1.         Financial Exploitation of a Vulnerable Adult

            Minn. Stat. § 609.2335, subd. 1(1), provides that a person with a fiduciary obligation to a vulnerable adult who “intentionally fails to use the financial resources of the vulnerable adult to provide food, clothing, shelter, health care, therapeutic conduct, or supervision for the vulnerable adult” is guilty of financial exploitation.  Appellant’s fiduciary obligation to Jones was implicit in her power of attorney.  See Minn. Stat. § 532.21 (1996) (providing, among other things, that an attorney-in-fact “shall have the interests of the principal utmost in mind.”) 

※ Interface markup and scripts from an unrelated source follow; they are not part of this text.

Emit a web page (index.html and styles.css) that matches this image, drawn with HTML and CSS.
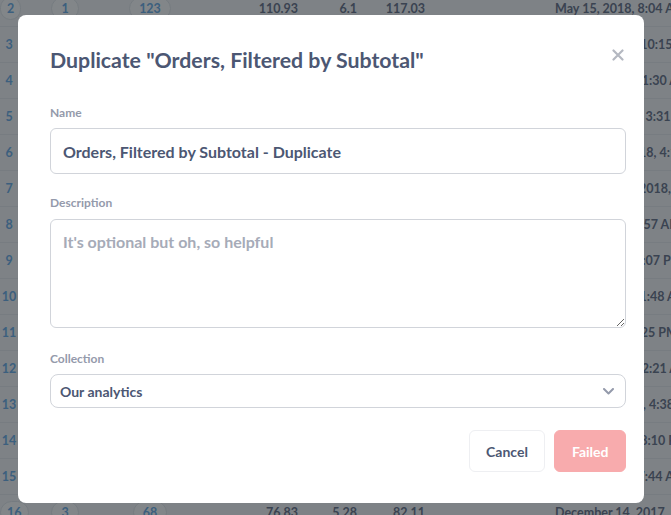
FILE: index.html
```html
<!DOCTYPE html>
<html>
<head>
    <meta name="viewport" content="width=device-width, initial-scale=1.0">
    <title>Duplicate question</title>
    <link rel="stylesheet" href="styles.css">
</head>
<body>
    <!-- table behind the modal -->
    <div class="table">
        <div class="row"><span class="idx"><span class="pill">2</span></span><span class="fk"><span class="pill">1</span></span><span class="fk"><span class="pill">123</span></span><span class="num">110.93</span><span class="num">6.1</span><span class="num">117.03</span><span></span><span class="date">May 15, 2018, 8:04 AM</span></div>
        <div class="row"><span class="idx">3</span><span class="fk"><span class="pill">1</span></span><span class="fk"><span class="pill">123</span></span><span class="num">52.72</span><span class="num">2.9</span><span class="num">49.2</span><span></span><span class="date">April 30, 2019, 10:15 PM</span></div>
        <div class="row"><span class="idx">4</span><span class="fk"><span class="pill">1</span></span><span class="fk"><span class="pill">123</span></span><span class="num">109.22</span><span class="num">6.01</span><span class="num">115.23</span><span></span><span class="date">March 1, 2019, 1:30 AM</span></div>
        <div class="row"><span class="idx">5</span><span class="fk"><span class="pill">1</span></span><span class="fk"><span class="pill">123</span></span><span class="num">106.5</span><span class="num">5.86</span><span class="num">112.36</span><span></span><span class="date">August 9, 2017, 3:31 PM</span></div>
        <div class="row"><span class="idx">6</span><span class="fk"><span class="pill">1</span></span><span class="fk"><span class="pill">123</span></span><span class="num">84.11</span><span class="num">4.63</span><span class="num">88.74</span><span></span><span class="date">October 26, 2018, 4:14 AM</span></div>
        <div class="row"><span class="idx">7</span><span class="fk"><span class="pill">1</span></span><span class="fk"><span class="pill">123</span></span><span class="num">85.61</span><span class="num">4.71</span><span class="num">90.32</span><span></span><span class="date">September 18, 2018, 9:20 PM</span></div>
        <div class="row"><span class="idx">8</span><span class="fk"><span class="pill">1</span></span><span class="fk"><span class="pill">123</span></span><span class="num">96.89</span><span class="num">5.33</span><span class="num">102.22</span><span></span><span class="date">April 2, 2019, 5:57 AM</span></div>
        <div class="row"><span class="idx">9</span><span class="fk"><span class="pill">1</span></span><span class="fk"><span class="pill">123</span></span><span class="num">110.93</span><span class="num">6.1</span><span class="num">117.03</span><span></span><span class="date">July 14, 2017, 5:07 PM</span></div>
        <div class="row"><span class="idx">10</span><span class="fk"><span class="pill">1</span></span><span class="fk"><span class="pill">123</span></span><span class="num">68.34</span><span class="num">3.76</span><span class="num">72.1</span><span></span><span class="date">June 3, 2018, 11:48 AM</span></div>
        <div class="row"><span class="idx">11</span><span class="fk"><span class="pill">1</span></span><span class="fk"><span class="pill">123</span></span><span class="num">102.5</span><span class="num">5.64</span><span class="num">108.14</span><span></span><span class="date">May 9, 2018, 6:25 PM</span></div>
        <div class="row"><span class="idx">12</span><span class="fk"><span class="pill">1</span></span><span class="fk"><span class="pill">123</span></span><span class="num">77.41</span><span class="num">4.26</span><span class="num">81.67</span><span></span><span class="date">March 3, 2019, 2:21 AM</span></div>
        <div class="row"><span class="idx">13</span><span class="fk"><span class="pill">1</span></span><span class="fk"><span class="pill">123</span></span><span class="num">58.48</span><span class="num">3.22</span><span class="num">61.7</span><span></span><span class="date">January 4, 2019, 4:38 AM</span></div>
        <div class="row"><span class="idx">14</span><span class="fk"><span class="pill">1</span></span><span class="fk"><span class="pill">123</span></span><span class="num">90.16</span><span class="num">4.96</span><span class="num">95.12</span><span></span><span class="date">April 12, 2017, 8:10 PM</span></div>
        <div class="row"><span class="idx">15</span><span class="fk"><span class="pill">1</span></span><span class="fk"><span class="pill">123</span></span><span class="num">73.99</span><span class="num">4.07</span><span class="num">78.06</span><span></span><span class="date">May 21, 2017, 7:44 AM</span></div>
        <div class="row"><span class="idx"><span class="pill">16</span></span><span class="fk"><span class="pill">3</span></span><span class="fk"><span class="pill">68</span></span><span class="num">76.83</span><span class="num">5.28</span><span class="num">82.11</span><span></span><span class="date">December 14, 2017, 1:22 PM</span></div>
    </div>

    <div class="overlay">
        <div class="modal">
            <div class="modal-header">
                <h2>Duplicate "Orders, Filtered by Subtotal"</h2>
                <svg class="close" width="12" height="12" viewBox="0 0 12 12">
                    <path d="M1.5 1.5l9 9M10.5 1.5l-9 9" stroke="#b4b8c1" stroke-width="2.2" stroke-linecap="round"/>
                </svg>
            </div>

            <label class="field-label">Name</label>
            <input class="text-input" type="text" value="Orders, Filtered by Subtotal - Duplicate">

            <label class="field-label label-description">Description</label>
            <textarea class="text-area" placeholder="It's optional but oh, so helpful"></textarea>

            <label class="field-label">Collection</label>
            <div class="select">
                <span>Our analytics</span>
                <svg width="11" height="7" viewBox="0 0 11 7">
                    <path d="M1 1l4.5 4.5L10 1" fill="none" stroke="#949aab" stroke-width="2" stroke-linecap="round" stroke-linejoin="round"/>
                </svg>
            </div>

            <div class="modal-footer">
                <button class="btn">Cancel</button>
                <button class="btn btn-failed">Failed</button>
            </div>
        </div>
    </div>
</body>
</html>
```

FILE: styles.css
```css
body {
    font-family: Lato, "Open Sans", sans-serif;
    margin: 0;
    padding: 0;
    overflow: hidden;
    background-color: #f4f5f7;
}

/* background table */
.table {
    margin-top: -9px;
    color: #4c5773;
    font-size: 12.5px;
    font-weight: 700;
}

.row {
    display: grid;
    grid-template-columns: 18px 94px 76px 110px 59px 68px 130px auto;
    height: 36px;
    align-items: center;
    border-bottom: 1px solid #e4e7ea;
    box-sizing: border-box;
    white-space: nowrap;
}

.idx {
    text-align: center;
    color: #509ee3;
}

.fk {
    text-align: center;
    color: #509ee3;
}

.num {
    text-align: right;
}

.pill {
    display: inline-block;
    padding: 3px 9px;
    border: 1px solid #dfe3e8;
    border-radius: 99px;
    background-color: #fff;
}

.idx .pill {
    padding: 3px 6px;
}

/* modal */
.overlay {
    position: fixed;
    top: 0;
    left: 0;
    right: 0;
    bottom: 0;
    background-color: rgba(46, 53, 59, 0.6);
    padding: 15px 27px 0 18px;
}

.modal {
    background-color: #fff;
    border-radius: 8px;
    padding: 33px 18px 31px 32px;
    display: flex;
    flex-direction: column;
}

.modal-header {
    display: flex;
    justify-content: space-between;
    align-items: flex-start;
}

.modal-header h2 {
    margin: 0;
    font-size: 21.3px;
    line-height: 24px;
    font-weight: 700;
    color: #4c5773;
}

.close {
    margin-top: 1px;
    margin-right: 2px;
}

.field-label {
    display: block;
    font-size: 12px;
    line-height: 15px;
    font-weight: 700;
    color: #949aab;
    margin-top: 21px;
    margin-bottom: 8px;
}

.modal-header + .field-label {
    margin-top: 33px;
}

.label-description {
    margin-bottom: 9px;
}

.text-input,
.text-area {
    display: block;
    box-sizing: border-box;
    width: 100%;
    margin: 0;
    padding: 12px 12px;
    border: 1px solid #d1d4da;
    border-radius: 6px;
    font-family: inherit;
    font-size: 16px;
    line-height: 20px;
    font-weight: 700;
    color: #4c5773;
    outline: none;
}

.text-input {
    height: 46px;
}

.text-area {
    height: 109px;
    resize: vertical;
    margin-bottom: 2px;
}

.text-area::placeholder {
    color: #a6abb8;
}

.select {
    display: flex;
    justify-content: space-between;
    align-items: center;
    box-sizing: border-box;
    height: 34px;
    padding: 0 11px 0 9px;
    border: 1px solid #d1d4da;
    border-radius: 8px;
    font-size: 14px;
    font-weight: 700;
    color: #4c5773;
}

.modal-footer {
    display: flex;
    justify-content: flex-end;
    gap: 9px;
    margin-top: 22px;
}

.btn {
    box-sizing: border-box;
    height: 42px;
    padding: 0 16.5px;
    border: 1px solid #eeeff2;
    border-radius: 6px;
    background-color: #fff;
    font-family: inherit;
    font-size: 14px;
    font-weight: 700;
    color: #4c5773;
    cursor: pointer;
}

.btn-failed {
    background-color: #f8abad;
    border-color: #f8abad;
    color: #fff;
}
```
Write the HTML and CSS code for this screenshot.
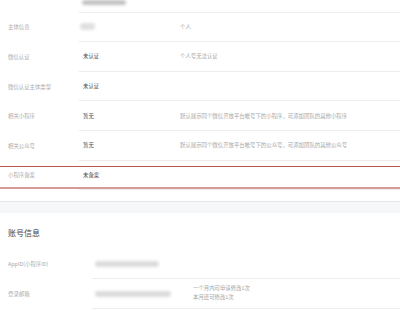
FILE: index.html
```html
<!DOCTYPE html>
<html lang="zh">
<head>
<meta charset="utf-8">
<link rel="stylesheet" href="styles.css">
</head>
<body>
<section class="panel">
  <div class="row row-cut">
    <div class="label"></div>
    <div class="cell cell-top"><div class="blob blob-top"></div></div>
  </div>
  <div class="row">
    <div class="label">主体信息</div>
    <div class="cell">
      <div class="value"><div class="blob blob-small"></div></div>
      <div class="desc">个人</div>
    </div>
  </div>
  <div class="row">
    <div class="label">微信认证</div>
    <div class="cell">
      <div class="value">未认证</div>
      <div class="desc">个人号无法认证</div>
    </div>
  </div>
  <div class="row">
    <div class="label">微信认证主体类型</div>
    <div class="cell">
      <div class="value">未认证</div>
      <div class="desc"></div>
    </div>
  </div>
  <div class="row">
    <div class="label">相关小程序</div>
    <div class="cell">
      <div class="value">暂无</div>
      <div class="desc">默认展示同个微信开放平台帐号下的小程序，可添加团队的其他小程序</div>
    </div>
  </div>
  <div class="row">
    <div class="label">相关公众号</div>
    <div class="cell">
      <div class="value">暂无</div>
      <div class="desc">默认展示同个微信开放平台帐号下的公众号，可添加团队的其他公众号</div>
    </div>
  </div>
  <div class="row row-marked">
    <div class="label">小程序备案</div>
    <div class="cell">
      <div class="value">未备案</div>
      <div class="desc"></div>
    </div>
    <div class="highlight"></div>
  </div>
</section>
<div class="band"></div>
<section class="panel account">
  <h2 class="title">账号信息</h2>
  <div class="row row-acc row-first">
    <div class="label">AppID(小程序ID)</div>
    <div class="cell">
      <div class="value"><div class="blob blob-appid"></div></div>
      <div class="desc"></div>
    </div>
  </div>
  <div class="row row-acc">
    <div class="label">登录邮箱</div>
    <div class="cell">
      <div class="value"><div class="blob blob-mail"></div></div>
      <div class="desc lines"><span>一个月内可申请修改1次</span><span>本月还可修改1次</span></div>
    </div>
  </div>
</section>
</body>
</html>
```
FILE: styles.css
```css
html, body {
  margin: 0;
  padding: 0;
  background: #fff;
  overflow: hidden;
}
body {
  font-family: "Noto Sans CJK SC", "Noto Sans", sans-serif;
  font-size: 5.4px;
  color: #4a4a4a;
  width: 400px;
  height: 310px;
}
.panel {
  background: #fff;
}
.row {
  display: flex;
  height: 29.6px;
  position: relative;
}
.row-cut {
  height: 12.6px;
}
.label {
  width: 79px;
  flex: none;
  padding-left: 8px;
  box-sizing: border-box;
  display: flex;
  align-items: center;
  color: #ababab;
}
.cell {
  flex: 1;
  display: flex;
  align-items: center;
  border-bottom: 1px solid #ededed;
}
.cell-top {
  align-items: flex-start;
}
.value {
  width: 101px;
  flex: none;
  padding-left: 4px;
  box-sizing: border-box;
  color: #4a4a4a;
}
.desc {
  flex: 1;
  color: #a6a6a6;
}
.blob {
  background: #cfcfcf;
  filter: blur(1.5px);
  border-radius: 3px;
}
.blob-top {
  width: 44px;
  height: 5px;
  margin-left: 3px;
  background: #c2c2c2;
}
.blob-small {
  width: 15px;
  height: 7px;
  margin-left: -3px;
  background: #e0e0e0;
}
.highlight {
  position: absolute;
  left: 0;
  right: 0;
  top: 5px;
  height: 20px;
  border-top: 1px solid #b9574e;
  border-bottom: 2px solid #d59a95;
}
.band {
  height: 11px;
  margin-top: 11px;
  background: #f6f7f9;
  border-top: 1px solid #e6e6e6;
}
.title {
  margin: 0;
  font-size: 8px;
  font-weight: normal;
  color: #444;
  padding: 14px 0 0 8px;
  height: 22px;
  line-height: 12px;
}
.row-acc {
  height: 30px;
}
.row-acc .label {
  width: 92px;
}
.row-acc .value {
  width: 101px;
  padding-left: 3px;
}
.blob-appid {
  width: 64px;
  height: 6px;
  background: #dcdcdc;
}
.blob-mail {
  width: 76px;
  height: 6px;
  background: #dcdcdc;
}
.lines {
  display: flex;
  flex-direction: column;
  line-height: 9px;
  margin-top: -2px;
}
```
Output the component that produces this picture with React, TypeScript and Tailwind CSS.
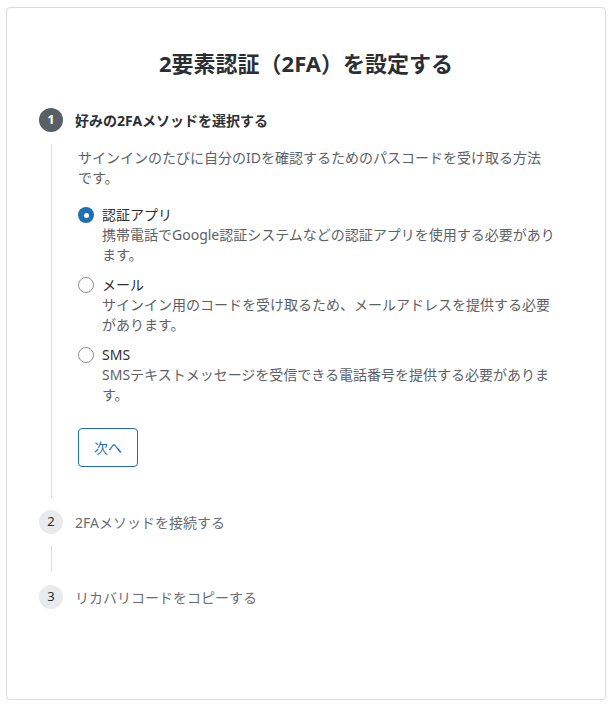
import { useState } from 'react';

const methods = [
  {
    id: 'app',
    label: '認証アプリ',
    desc: '携帯電話でGoogle認証システムなどの認証アプリを使用する必要があります。',
  },
  {
    id: 'mail',
    label: 'メール',
    desc: 'サインイン用のコードを受け取るため、メールアドレスを提供する必要があります。',
  },
  {
    id: 'sms',
    label: 'SMS',
    desc: 'SMSテキストメッセージを受信できる電話番号を提供する必要があります。',
  },
];

function Radio({ checked }: { checked: boolean }) {
  if (checked) {
    return (
      <span className="flex h-4 w-4 shrink-0 items-center justify-center rounded-full bg-[#1e6fb6]">
        <span className="h-[5px] w-[5px] rounded-full bg-white" />
      </span>
    );
  }
  return <span className="h-4 w-4 shrink-0 rounded-full border border-[#8c9095] bg-white" />;
}

export default function App() {
  const [selected, setSelected] = useState('app');

  return (
    <div
      className="min-h-[705px] bg-white pl-[6px] pt-[7px]"
      style={{ fontFamily: '"Noto Sans", "Noto Sans CJK JP", sans-serif' }}
    >
      <div className="h-[693px] w-[600px] rounded-[4px] border border-[#dcdcdc] bg-white px-8 pt-[39px]">
        <h1 className="text-center text-[22px] font-bold leading-8 text-[#2b2f33]">
          2要素認証（2FA）を設定する
        </h1>

        <div className="mt-[29px]">
          {/* Step 1 */}
          <div className="flex items-center">
            <span className="flex h-6 w-6 items-center justify-center rounded-full bg-[#585f66] text-[13px] font-bold text-white">
              1
            </span>
            <span className="ml-3 text-[14px] font-bold text-[#2b2f33]">好みの2FAメソッドを選択する</span>
          </div>
          <div className="flex">
            <div className="my-3 flex w-6 justify-center">
              <div className="w-px bg-[#dddddd]" />
            </div>
            <div className="ml-[15px] w-[464px] pb-[43px] pt-4">
              <p className="w-[470px] text-[14px] leading-5 text-[#5d6166]">
                サインインのたびに自分のIDを確認するためのパスコードを受け取る方法です。
              </p>
              <div className="mt-[17px] flex w-[480px] flex-col gap-[10px]">
                {methods.map((m) => (
                  <label key={m.id} className="flex cursor-pointer gap-2" onClick={() => setSelected(m.id)}>
                    <span className="flex h-5 items-center">
                      <Radio checked={selected === m.id} />
                    </span>
                    <span className="flex flex-col">
                      <span className="text-[14px] leading-5 text-[#2b2f33]">{m.label}</span>
                      <span className="text-[14px] leading-5 text-[#5d6166]">{m.desc}</span>
                    </span>
                  </label>
                ))}
              </div>
              <button className="mt-[23px] h-[39px] w-[60px] rounded-[4px] border border-[#1e6fb6] text-[14px] text-[#1e6fb6]">
                次へ
              </button>
            </div>
          </div>

          {/* Step 2 */}
          <div className="flex items-center">
            <span className="flex h-6 w-6 items-center justify-center rounded-full bg-[#e9eaec] text-[13px] text-[#2b2f33]">
              2
            </span>
            <span className="ml-3 text-[14px] text-[#6a6e73]">2FAメソッドを接続する</span>
          </div>
          <div className="flex">
            <div className="my-3 flex h-[25px] w-6 justify-center">
              <div className="w-px bg-[#dddddd]" />
            </div>
          </div>

          {/* Step 3 */}
          <div className="mt-[2px] flex items-center">
            <span className="flex h-6 w-6 items-center justify-center rounded-full bg-[#e9eaec] text-[13px] text-[#2b2f33]">
              3
            </span>
            <span className="ml-3 text-[14px] text-[#6a6e73]">リカバリコードをコピーする</span>
          </div>
        </div>
      </div>
    </div>
  );
}
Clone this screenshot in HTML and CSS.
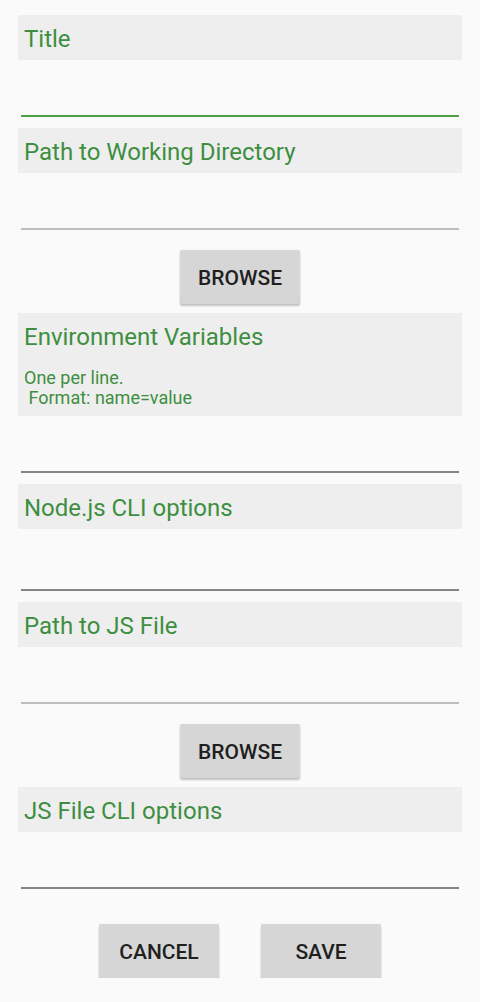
FILE: index.html
```html
<!DOCTYPE html>
<html>
<head>
<meta charset="utf-8">
<link rel="stylesheet" href="styles.css">
</head>
<body>
<div class="form">
  <div class="field">
    <div class="label">Title</div>
    <div class="input input-focused"></div>
  </div>
  <div class="field">
    <div class="label">Path to Working Directory</div>
    <div class="input input-light"></div>
  </div>
  <div class="btn-row"><button class="btn">Browse</button></div>
  <div class="field">
    <div class="label label-multi">
      <div class="label-title">Environment Variables</div>
      <div class="hint">One per line.
 Format: name=value</div>
    </div>
    <div class="input input-dark"></div>
  </div>
  <div class="field">
    <div class="label">Node.js CLI options</div>
    <div class="input input-dark input-tall"></div>
  </div>
  <div class="field">
    <div class="label">Path to JS File</div>
    <div class="input input-light"></div>
  </div>
  <div class="btn-row"><button class="btn">Browse</button></div>
  <div class="field">
    <div class="label">JS File CLI options</div>
    <div class="input input-dark"></div>
  </div>
  <div class="actions">
    <button class="btn">Cancel</button>
    <button class="btn">Save</button>
  </div>
</div>
</body>
</html>
```
FILE: styles.css
```css
html, body {
  margin: 0;
  padding: 0;
  background: #fafafa;
  font-family: Roboto, "Noto Sans", sans-serif;
}

.form {
  padding: 15px 18px 0;
  display: flex;
  flex-direction: column;
}

.field {
  display: flex;
  flex-direction: column;
  margin-bottom: 11px;
}

.label {
  background: #eeeeee;
  color: #3e8e41;
  font-size: 24px;
  height: 45px;
  line-height: 49px;
  padding-left: 6px;
  overflow: hidden;
}

.label-multi {
  height: auto;
  line-height: normal;
}

.label-title {
  height: 45px;
  line-height: 49px;
}

.hint {
  white-space: pre;
  font-size: 18px;
  line-height: 20px;
  margin-top: 10px;
  padding-bottom: 8px;
}

.input {
  height: 55px;
  margin: 0 3px;
  border-bottom: 2px solid #bdbdbd;
}

.input-focused {
  border-bottom-color: #4f9f46;
}

.input-light {
  border-bottom-color: #bdbdbd;
}

.input-dark {
  border-bottom-color: #858585;
}

.input-tall {
  height: 60px;
}

.btn-row {
  display: flex;
  justify-content: center;
  padding: 9px 0;
}

.btn {
  width: 120px;
  height: 54px;
  border: none;
  border-radius: 2px;
  background: #d6d6d6;
  color: #1f1f1f;
  font-family: Roboto, "Noto Sans", sans-serif;
  font-weight: 500;
  font-size: 21px;
  line-height: 56px;
  text-transform: uppercase;
  box-shadow: 0 2px 2px rgba(0, 0, 0, 0.22), 0 0 1px rgba(0, 0, 0, 0.12);
  padding: 0;
}

.actions {
  display: flex;
  justify-content: center;
  gap: 42px;
  padding-top: 24px;
}
```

            The issue becomes whether the jury could reasonably have concluded that appellant failed to use Jones’s financial resources to provide for his care.  Palmer testified that: (1) Jones’s monthly income was about $4,200; (2) when Palmer took over Jones’s finances, Jones had an outstanding bill of more than $7,000 at the nursing home due on March 1; (3) no funds were available to pay the delinquent $7,000, and (4) it took until July to pay off the $7,000.  We conclude that the jury reasonably could have found that, at least during appellant’s last few months as Jones’s attorney in fact, she violated the statute because she did not use financial resources to provide for his care.  Moreover, she depleted his resources so that no funds were available to pay for his care when payment was due.  Accordingly, we affirm appellant’s exploitation conviction.

2.         Theft

            Minn. Stat. § 609.52, subd. 2(1), provides that a person commits theft who “intentionally and without claim of right” (emphasis added) uses or retains the property of another.  Minn. Stat. § 523.23, subd. 1 (1996), the “short form” for power of attorney, provides, as an option that “[t]his power of attorney authorizes the attorney-in-fact to transfer my property to the attorney-in-fact.”  This option was checked on the form signed by Jones naming appellant as his attorney-in-fact.  We hold as a matter of law that a “claim of right” within the meaning of Minn. Stat. § 609.52, subd. 2(1), is conferred by authorizing an attorney-in-fact to transfer the principal’s property to the attorney-in-fact and that such authorization precludes a conviction for theft.  Thus, because appellant was authorized through the power of attorney to transfer Jones’s property to herself, she had a claim of right to it and cannot be guilty of its theft.  Therefore, the theft charge was improperly submitted to the jury.  We reverse the theft conviction and dismiss the theft charge as a matter of law.

            Affirmed in part and reversed in part.

[1] The district court did not say for which offense he was sentencing appellant, but the pre-sentence investigation report noted that the offenses were part of the same behavioral incident and that “[t]he first and most serious conviction of [Financial] Exploitation of a Vulnerable Adult is [the offense] to be considered within sentencing guideline rules.” 

[2] For the first time on appeal, appellant challenges the constitutionality of Minn. Stat. § 609.2335, subd. 1(1).  We do not address this issue because “[t]he law is clear in Minnesota that the constitutionality of a statute cannot be challenged for the first time on appeal.”  State v. Engholm, 290 N.W.2d 780, 784 (Minn. 1980) (citations omitted).